HSBC BANK USA v. LEE FAMILY PROPS., LLC.

United States District Court, District of Nevada (2018)

Facts

Issue

Holding — Mahan, J.

Rule

Reasoning

Deep Dive: How the Court Reached Its Decision

Court's Reasoning on Tender of Amount

The court reasoned that HSBC Bank USA's predecessor, Bank of America, did not tender a sufficient amount to preserve its deed of trust before the HOA foreclosed on the property. Bank of America attempted to pay a lesser amount of $2,269.77, which it calculated based on its own assumptions rather than the total amount specified in the notice of default, which was $3,101. The court noted that under Nevada law, specifically NRS 116.31166(1), the holder of a first deed of trust must pay the superpriority portion of the HOA lien to avoid extinguishing its security interest. Instead of tendering the full amount required, Bank of America presumed that its own calculation would suffice. The court highlighted that the failure to adhere to the statutory requirements meant that the HOA was entitled to proceed with the foreclosure sale without the prior lien being preserved. Therefore, HSBC could not claim a superior interest in the property as it had not met the necessary legal standards to protect its deed of trust prior to the foreclosure.

Court's Reasoning on Notice

The court also addressed HSBC's arguments regarding a lack of notice of the foreclosure sale. It concluded that the HOA had provided the requisite notice according to statutory requirements. The evidence presented by the HOA demonstrated that notice of the trustee’s sale had been mailed to the appropriate parties, including HSBC's predecessor. The court clarified that constitutional due process does not require actual notice but rather notice that is "reasonably calculated" to inform interested parties of the proceedings. It found that since notice had been sent as required, any claim of a lack of notice was unpersuasive. Therefore, the court ruled that HSBC could not establish a basis for setting aside the foreclosure sale on the grounds of inadequate notice.
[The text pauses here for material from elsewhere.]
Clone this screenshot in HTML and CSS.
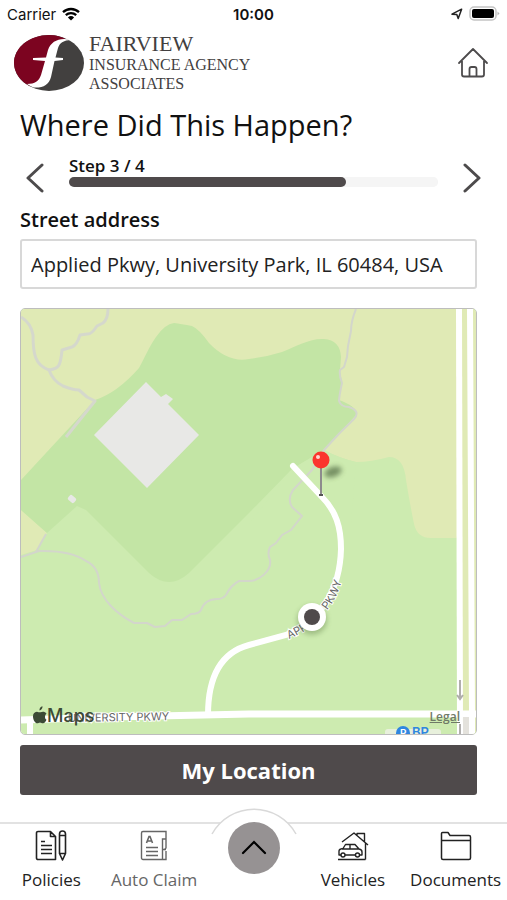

Court's Reasoning on Commercial Reasonableness

The court examined HSBC's claim that the foreclosure sale was commercially unreasonable due to the low sale price of $8,045.83, which it argued was significantly below the property's fair market value. However, the court emphasized that merely alleging a low sale price does not meet the standard for commercial reasonableness unless accompanied by evidence of fraud, unfairness, or oppression. Referring to precedents, the court reiterated that a grossly inadequate sale price alone is insufficient to invalidate a foreclosure sale; additional elements of misconduct must be demonstrated. In this case, HSBC failed to provide adequate evidence showing any fraudulent or oppressive conduct during the sale process. As such, the court ruled that HSBC's argument regarding commercial reasonableness did not warrant setting aside the foreclosure sale.

Conclusion of the Court

In its conclusion, the court determined that HSBC Bank USA had not sufficiently established its claim for quiet title. The failure to tender the correct amount to preserve the deed of trust, the adequacy of notice provided by the HOA, and the lack of evidence for commercial unreasonableness all contributed to the decision. The court ruled that the foreclosure sale was valid and upheld the actions of the HOA, thus denying HSBC's motion for summary judgment. The court made it clear that the plaintiff had not met the necessary legal standards and that the foreclosure process adhered to the applicable statutes. Ultimately, HSBC's claims did not justify judicial intervention, and the court denied the request for relief.